American politician (born 1963)

John B. Holsclaw Jr. (born May 24, 1963) is an American politician. A Republican, he represented District 4, which includes Unicoi County and parts of Carter County, in the Tennessee House of Representatives.

== Education and career==

Holsclaw Jr.graduated from Happy Valley High School in 1982. He received a B.S. degree in engineering from East Tennessee State University.

He is director of engineering for 40 Million Company and owns a jewelry store.

== Political career==

Holsclaw Jr. has been serving since 2014. The last time he was elected was on November 6, 2018. Holsclaw received 17,651 votes in his last election.

=== Committees ===

Holsclaw Jr. is a chair on the Employee affairs Subcommittee. He is a member on the Commerce Committee, Business Committee, Consumer and Human Resources Committee, an Agriculture and Natural Resources Committee.

=== Bills sponsored ===
In the 111th General Assembly, Holsclaw Jr. sponsored the following bills.

- HB0043 Taxes, Exemption and Credits. Failed
- HB0073 Taxes, Hotel Motel. Passed May 2019
- HB0163 Autopsies.
- HB0164 Traffic Safety. Passed July 2019
- HB0324 Alcoholic Beverages
- Hb0569 Public Defenders
- HB0570 Hotels and Restaurants
- HB0571 Financial Responsibility Law. Passed May 2019
- HB1104 Courts, Administrative Office of the.
- HB1297 Beer
- HB1298 Recreational Areas

In 2023, the Tennessee House voted on motions to remove three sitting Democratic representatives Gloria Johnson, Justin Jones, and Justin J. Pearson for disrupting proceedings with a protest as citizens were at the capitol voicing their outrage over a mass shooting at a Nashville school that left six dead. Holsclaw voted in favor of all three resolutions: HR 63, to remove Pearson; HR 64, to remove Johnson; and HR 65, to remove Jones. Pearson and Jones were expelled, while Johnson was not.
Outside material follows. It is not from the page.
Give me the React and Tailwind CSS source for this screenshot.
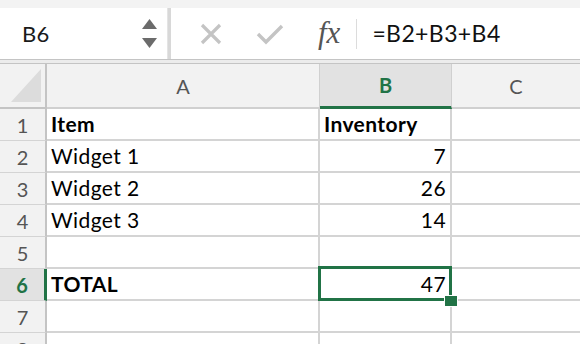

== Community involvement ==

Holsclaw Jr. is a member of the National Rifle Association of America, the Carter County Republican Party, the Unicoi Kiwanis Club, the Elizabethton and Erwin Chamber of Commerce, and the Carter County Hunting and Fishing Club.

==Personal life==
He is married to Sheralyn and they have 5 children. He is a member of the Church of Christ.